(DIRECTIONS FOR THIS TASK): Say how many lines in the records include the string "page", adding no other words.

(GIVEN RECORDS):
_ _ _ _ _ _ _
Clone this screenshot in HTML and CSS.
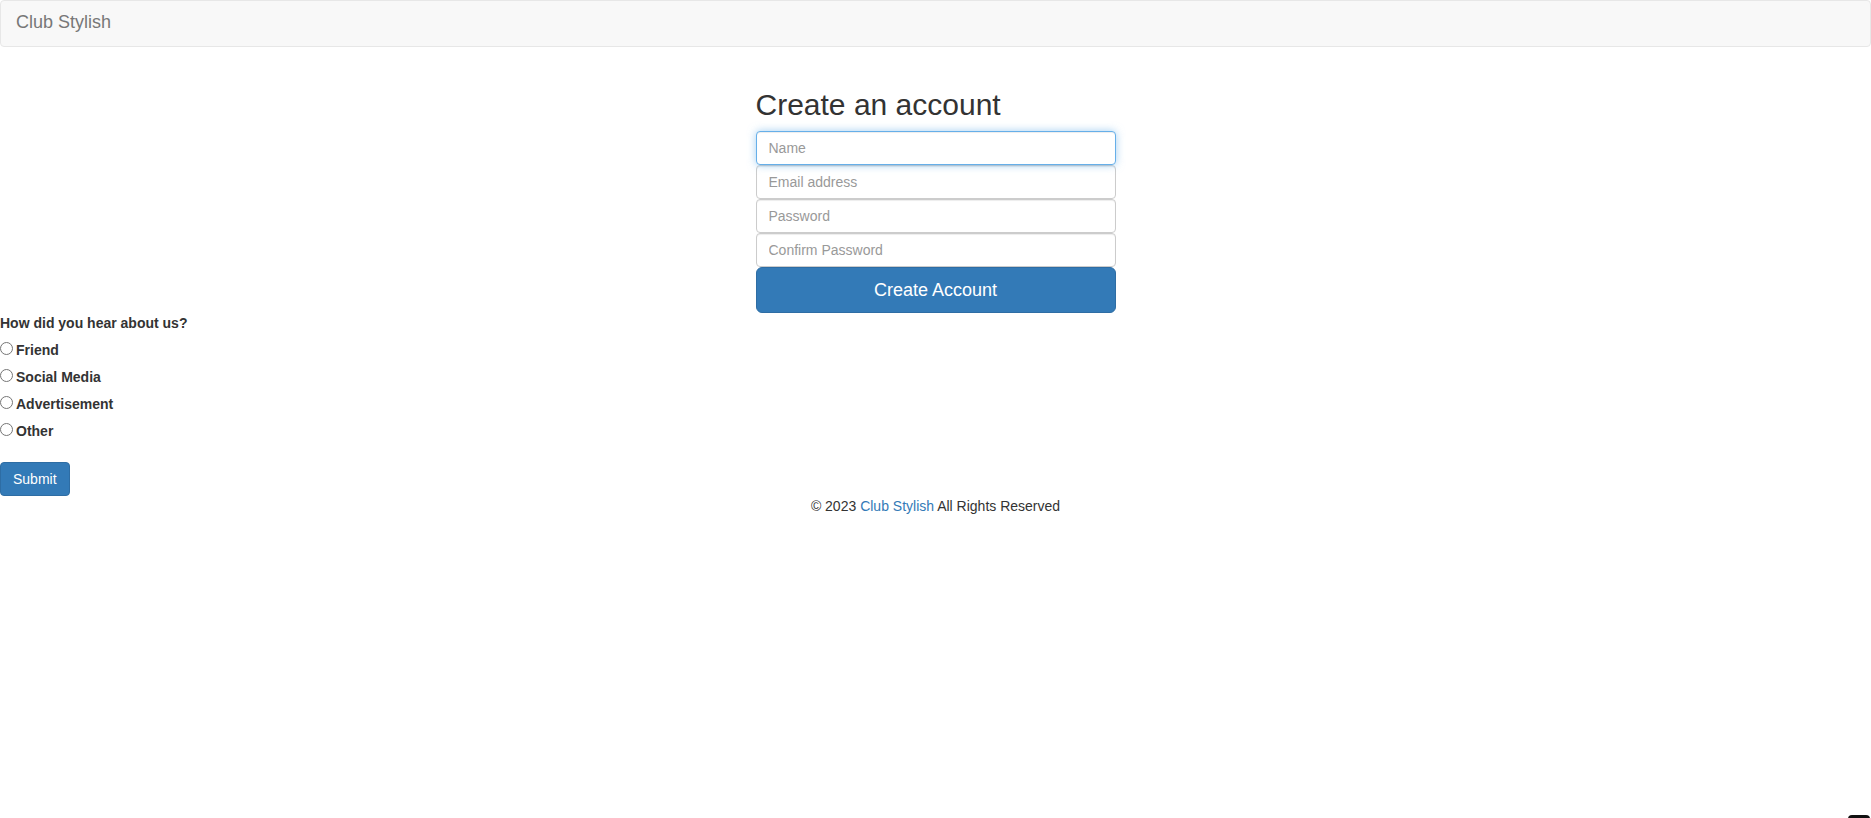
FILE: index.html
```html
<!DOCTYPE html>
<html lang="en">
<head>
<meta charset="utf-8">
<title>Club Stylish - Create an account</title>
<link rel="stylesheet" href="styles.css">
</head>
<body>
<nav class="navbar">
  <a class="navbar-brand" href="#">Club Stylish</a>
</nav>

<div class="signup">
  <h2 class="signup-heading">Create an account</h2>
  <input class="form-control is-focused first" type="text" placeholder="Name">
  <input class="form-control" type="email" placeholder="Email address">
  <input class="form-control" type="password" placeholder="Password">
  <input class="form-control" type="password" placeholder="Confirm Password">
  <button class="btn btn-primary btn-lg btn-block" type="button">Create Account</button>
</div>

<form class="survey">
  <label class="survey-question">How did you hear about us?</label>
  <label class="survey-option"><input type="radio" name="source" value="friend"> Friend</label>
  <label class="survey-option"><input type="radio" name="source" value="social"> Social Media</label>
  <label class="survey-option"><input type="radio" name="source" value="ad"> Advertisement</label>
  <label class="survey-option"><input type="radio" name="source" value="other"> Other</label>
  <button class="btn btn-primary btn-submit" type="button">Submit</button>
</form>

<footer class="footer">
  <p>© 2023 <a href="#">Club Stylish</a> All Rights Reserved</p>
</footer>

<div class="corner-mark"></div>
</body>
</html>
```

FILE: styles.css
```css
* {
  box-sizing: border-box;
}

html, body {
  margin: 0;
  padding: 0;
}

body {
  font-family: "Liberation Sans", Arial, Helvetica, sans-serif;
  font-size: 14px;
  line-height: 20px;
  color: #333;
  background: #fff;
}

a {
  color: #337ab7;
  text-decoration: none;
}

.navbar {
  height: 47px;
  background: #f8f8f8;
  border: 1px solid #e7e7e7;
  border-radius: 4px;
  margin-bottom: 21px;
}

.navbar-brand {
  display: inline-block;
  padding: 11px 15px;
  font-size: 18px;
  line-height: 20px;
  color: #777;
}

.signup {
  width: 360px;
  margin: 0 auto;
  padding-top: 20px;
}

.signup-heading {
  margin: 0 0 10px;
  font-size: 30px;
  line-height: 33px;
  font-weight: 500;
  color: #333;
}

.form-control {
  display: block;
  width: 100%;
  height: 34px;
  padding: 6px 12px;
  font-family: inherit;
  font-size: 14px;
  line-height: 20px;
  color: #555;
  background: #fff;
  border: 1px solid #ccc;
  border-radius: 4px;
  box-shadow: inset 0 1px 1px rgba(0, 0, 0, 0.075);
  outline: none;
  margin: 0;
}

.form-control::placeholder {
  color: #999;
}

.form-control.is-focused {
  border-color: #66afe9;
  box-shadow: inset 0 1px 1px rgba(0, 0, 0, 0.075), 0 0 8px rgba(102, 175, 233, 0.6);
  position: relative;
}

.btn {
  display: inline-block;
  font-family: inherit;
  font-size: 14px;
  line-height: 20px;
  padding: 6px 12px;
  border: 1px solid transparent;
  border-radius: 4px;
  cursor: pointer;
}

.btn-primary {
  color: #fff;
  background: #337ab7;
  border-color: #2e6da4;
}

.btn-lg {
  font-size: 18px;
  line-height: 24px;
  padding: 10px 16px;
  border-radius: 6px;
}

.btn-block {
  display: block;
  width: 100%;
}

.survey {
  display: flex;
  flex-direction: column;
  align-items: flex-start;
}

.survey-question {
  font-weight: bold;
  margin-bottom: 7px;
}

.survey-option {
  display: flex;
  align-items: flex-start;
  gap: 3px;
  font-weight: bold;
  margin-bottom: 7px;
}

.survey-option input {
  width: 13px;
  height: 13px;
  margin: 2px 0 0;
}

.btn-submit {
  margin-top: 14px;
  height: 34px;
}

.footer {
  text-align: center;
}

.footer p {
  margin: 0;
}

.corner-mark {
  position: fixed;
  right: 1px;
  bottom: -6px;
  width: 22px;
  height: 9px;
  background: #111;
  border-radius: 4px;
}
```
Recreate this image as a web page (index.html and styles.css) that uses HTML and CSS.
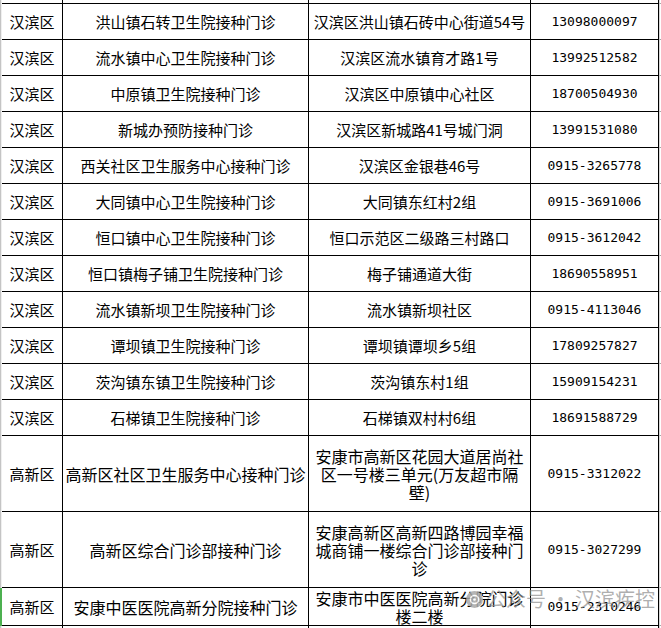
FILE: index.html
```html
<!DOCTYPE html>
<html lang="zh-CN">
<head>
<meta charset="utf-8">
<title>接种门诊</title>
<link rel="stylesheet" href="styles.css">
</head>
<body>
<div class="sheet">
  <div class="grid">
    <div class="edge"></div><div class="c cut"></div><div class="c cut"></div><div class="c cut"></div><div class="c cut"></div><div class="tail cut"></div>

    <div class="edge"></div><div class="c">汉滨区</div><div class="c">洪山镇石转卫生院接种门诊</div><div class="c">汉滨区洪山镇石砖中心街道54号</div><div class="c tel">13098000097</div><div class="tail"></div>
    <div class="edge"></div><div class="c">汉滨区</div><div class="c">流水镇中心卫生院接种门诊</div><div class="c">汉滨区流水镇育才路1号</div><div class="c tel">13992512582</div><div class="tail"></div>
    <div class="edge"></div><div class="c">汉滨区</div><div class="c">中原镇卫生院接种门诊</div><div class="c">汉滨区中原镇中心社区</div><div class="c tel">18700504930</div><div class="tail"></div>
    <div class="edge"></div><div class="c">汉滨区</div><div class="c">新城办预防接种门诊</div><div class="c">汉滨区新城路41号城门洞</div><div class="c tel">13991531080</div><div class="tail"></div>
    <div class="edge"></div><div class="c">汉滨区</div><div class="c">西关社区卫生服务中心接种门诊</div><div class="c">汉滨区金银巷46号</div><div class="c tel">0915-3265778</div><div class="tail"></div>
    <div class="edge"></div><div class="c">汉滨区</div><div class="c">大同镇中心卫生院接种门诊</div><div class="c">大同镇东红村2组</div><div class="c tel">0915-3691006</div><div class="tail"></div>
    <div class="edge"></div><div class="c">汉滨区</div><div class="c">恒口镇中心卫生院接种门诊</div><div class="c">恒口示范区二级路三村路口</div><div class="c tel">0915-3612042</div><div class="tail"></div>
    <div class="edge"></div><div class="c">汉滨区</div><div class="c">恒口镇梅子铺卫生院接种门诊</div><div class="c">梅子铺通道大街</div><div class="c tel">18690558951</div><div class="tail"></div>
    <div class="edge"></div><div class="c">汉滨区</div><div class="c">流水镇新坝卫生院接种门诊</div><div class="c">流水镇新坝社区</div><div class="c tel">0915-4113046</div><div class="tail"></div>
    <div class="edge"></div><div class="c">汉滨区</div><div class="c">谭坝镇卫生院接种门诊</div><div class="c">谭坝镇谭坝乡5组</div><div class="c tel">17809257827</div><div class="tail"></div>
    <div class="edge"></div><div class="c">汉滨区</div><div class="c">茨沟镇东镇卫生院接种门诊</div><div class="c">茨沟镇东村1组</div><div class="c tel">15909154231</div><div class="tail"></div>
    <div class="edge"></div><div class="c">汉滨区</div><div class="c">石梯镇卫生院接种门诊</div><div class="c">石梯镇双村村6组</div><div class="c tel">18691588729</div><div class="tail"></div>

    <div class="edge"></div><div class="c">高新区</div><div class="c big">高新区社区卫生服务中心接种门诊</div><div class="c big">安康市高新区花园大道居尚社<br>区一号楼三单元(万友超市隔<br>壁)</div><div class="c tel">0915-3312022</div><div class="tail"></div>
    <div class="edge"></div><div class="c">高新区</div><div class="c big">高新区综合门诊部接种门诊</div><div class="c big">安康高新区高新四路博园幸福<br>城商铺一楼综合门诊部接种门<br>诊</div><div class="c tel">0915-3027299</div><div class="tail"></div>
    <div class="edge sel"></div><div class="c">高新区</div><div class="c big">安康中医医院高新分院接种门诊</div><div class="c big">安康市中医医院高新分院门诊<br>楼二楼</div><div class="c tel">0915-2310246</div><div class="tail"></div>

    <div class="edge"></div><div class="c cut"></div><div class="c cut"></div><div class="c cut"></div><div class="c cut"></div><div class="tail cut"></div>
  </div>

  <div class="mark">
    <svg class="mark-icon" width="17" height="17" viewBox="0 0 17 17">
      <circle cx="8.5" cy="8.5" r="8.5" fill="#a9a9a9"/>
      <circle cx="8.5" cy="8.5" r="4" fill="none" stroke="#fff" stroke-width="1.6"/>
      <circle cx="8.5" cy="8.5" r="1.3" fill="#fff"/>
    </svg>
    <span>公众号 · 汉滨疾控</span>
  </div>
</div>
</body>
</html>
```

FILE: styles.css
```css
html, body {
  margin: 0;
  padding: 0;
  background: #fff;
}

.sheet {
  position: relative;
  width: 661px;
  height: 628px;
  overflow: hidden;
  font-family: "Noto Sans CJK SC", "Noto Sans", sans-serif;
  color: #000;
}

.grid {
  display: grid;
  grid-template-columns: 2px 61px 246px 222px 128px 2px;
  grid-template-rows: 4px repeat(12, 36px) 76px 76px 38px 20px;
}

.edge {
  box-sizing: border-box;
  border-left: 1px solid #c4c4c4;
  background: #efefef;
}

.edge.sel {
  border-left: 0;
  background: #4cb050;
}

.c {
  box-sizing: border-box;
  border-right: 1px solid #000;
  border-bottom: 1px solid #000;
  display: flex;
  align-items: center;
  justify-content: center;
  text-align: center;
  padding: 1px 2px 0;
  font-size: 15px;
  line-height: 18px;
  white-space: nowrap;
}

.c.big {
  font-size: 16px;
  line-height: 18px;
}

.c.tel {
  font-family: "DejaVu Sans Mono", "Liberation Mono", monospace;
  font-size: 13px;
}

.tail {
  box-sizing: border-box;
  border-bottom: 1px solid #a8a8a8;
  border-left: 1px solid #d8d8d8;
}

.mark {
  position: absolute;
  left: 466px;
  top: 587px;
  display: flex;
  align-items: center;
  gap: 3px;
  color: rgba(140, 140, 140, 0.7);
  font-family: "Noto Sans CJK SC", sans-serif;
  font-size: 20px;
  line-height: 24px;
  white-space: nowrap;
}

.mark-icon {
  opacity: 0.85;
}
```
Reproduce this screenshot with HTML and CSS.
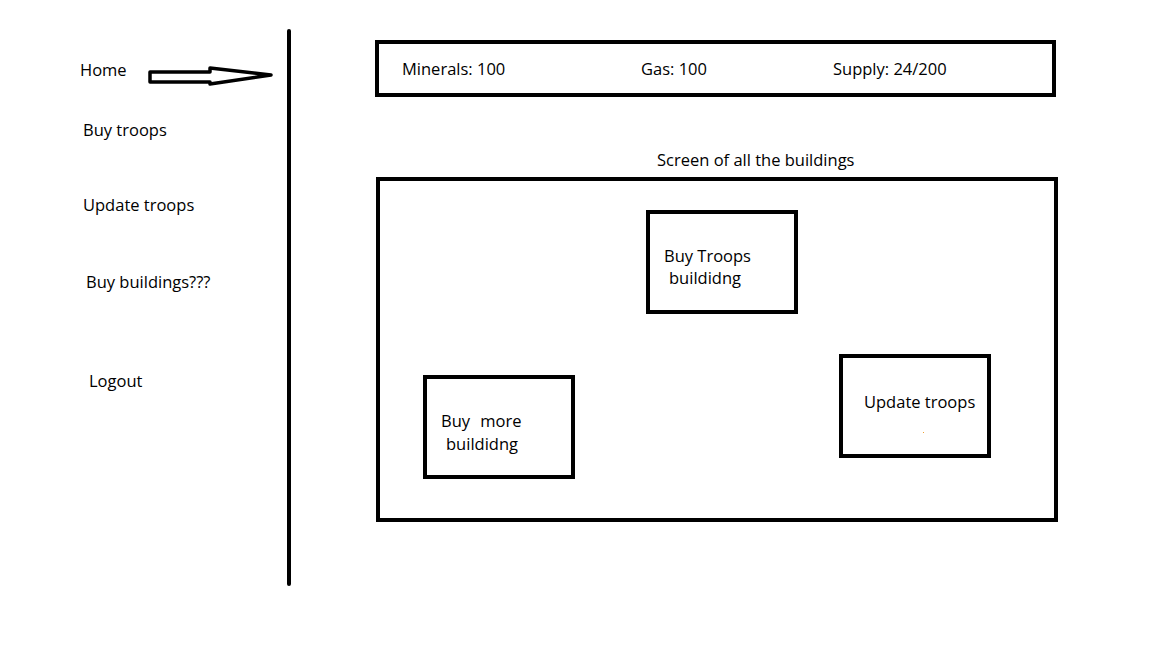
FILE: index.html
```html
<!DOCTYPE html>
<html lang="en">

<head>
    <meta charset="UTF-8">
    <meta name="viewport" content="width=device-width, initial-scale=1.0">
    <title>Base</title>
    <link rel="stylesheet" href="styles.css">
</head>

<body>
    <div id="page">
        <nav id="sidebar">
            <div class="nav-item nav-home">
                <span class="home-label">Home</span>
                <svg class="arrow" width="128" height="24" viewBox="0 0 128 24">
                    <path d="M3 8 L63 8 L63 4 L124 11 L63 20 L63 18 L3 18 Z" fill="#fff" stroke="#000" stroke-width="3.5" stroke-linejoin="round"/>
                </svg>
            </div>
            <div class="nav-item nav-buy">Buy troops</div>
            <div class="nav-item nav-update">Update troops</div>
            <div class="nav-item nav-buildings">Buy buildings???</div>
            <div class="nav-item nav-logout">Logout</div>
        </nav>

        <div id="divider"></div>

        <main id="content">
            <div id="resources">
                <div class="resource resource-minerals">Minerals: 100</div>
                <div class="resource resource-gas">Gas: 100</div>
                <div class="resource resource-supply">Supply: 24/200</div>
            </div>

            <div id="caption">Screen of all the buildings</div>

            <div id="buildings">
                <div class="building building-troops">
                    <div class="building-line">Buy Troops</div>
                    <div class="building-line indent">buildidng</div>
                </div>
                <div class="building building-more">
                    <div class="building-line">Buy <span class="gap">more</span></div>
                    <div class="building-line indent">buildidng</div>
                </div>
                <div class="building building-update">
                    <div class="building-line">Update troops</div>
                    <span class="speck"></span>
                </div>
            </div>
        </main>
    </div>
</body>

</html>
```

FILE: styles.css
```css
body {
    margin: 0;
    background-color: #fff;
    color: #000;
    font-family: "Open Sans", Lato, sans-serif;
    font-size: 16.5px;
}

#page {
    display: flex;
    padding-top: 29px;
}

#sidebar {
    width: 207px;
    padding-left: 80px;
    display: flex;
    flex-direction: column;
}

.nav-item {
    line-height: 20px;
    white-space: nowrap;
}

.nav-home {
    margin-top: 31px;
    display: flex;
    align-items: flex-start;
    height: 28px;
}

.home-label {
    width: 46px;
}

.arrow {
    display: block;
    margin-top: 4px;
    margin-left: 21px;
}

.nav-buy {
    margin-top: 32px;
    margin-left: 3px;
}

.nav-update {
    margin-top: 55px;
    margin-left: 3px;
}

.nav-buildings {
    margin-top: 57px;
    margin-left: 6px;
}

.nav-logout {
    margin-top: 79px;
    margin-left: 9px;
}

#divider {
    width: 4px;
    height: 557px;
    background-color: #000;
    border-radius: 2px;
}

#content {
    margin-left: 84px;
    padding-top: 11px;
}

#resources {
    box-sizing: border-box;
    width: 681px;
    height: 57px;
    border: 4px solid #000;
    display: flex;
    align-items: center;
    padding-left: 23px;
}

.resource-minerals {
    width: 239px;
}

.resource-gas {
    width: 192px;
}

#caption {
    margin-top: 53px;
    margin-left: 282px;
    line-height: 20px;
}

#buildings {
    position: relative;
    box-sizing: border-box;
    width: 682px;
    height: 345px;
    margin-top: 7px;
    margin-left: 1px;
    border: 4px solid #000;
}

.building {
    position: absolute;
    box-sizing: border-box;
    width: 152px;
    height: 104px;
    border: 4px solid #000;
    padding: 31px 0 0 14px;
    white-space: nowrap;
}

.building-line {
    line-height: 22px;
}

.indent {
    margin-left: 5px;
}

.gap {
    margin-left: 6px;
}

.building-troops {
    left: 266px;
    top: 29px;
}

.building-more {
    left: 43px;
    top: 194px;
    padding-top: 31px;
}

.building-more .building-line + .building-line {
    margin-top: 1px;
}

.building-update {
    left: 459px;
    top: 173px;
    padding: 33px 0 0 21px;
}

.speck {
    position: absolute;
    left: 80px;
    top: 74px;
    width: 1px;
    height: 1px;
    background-color: #f0a030;
}
```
_ _ _ _ _ _ _
(SOLVED EXERCISE): 3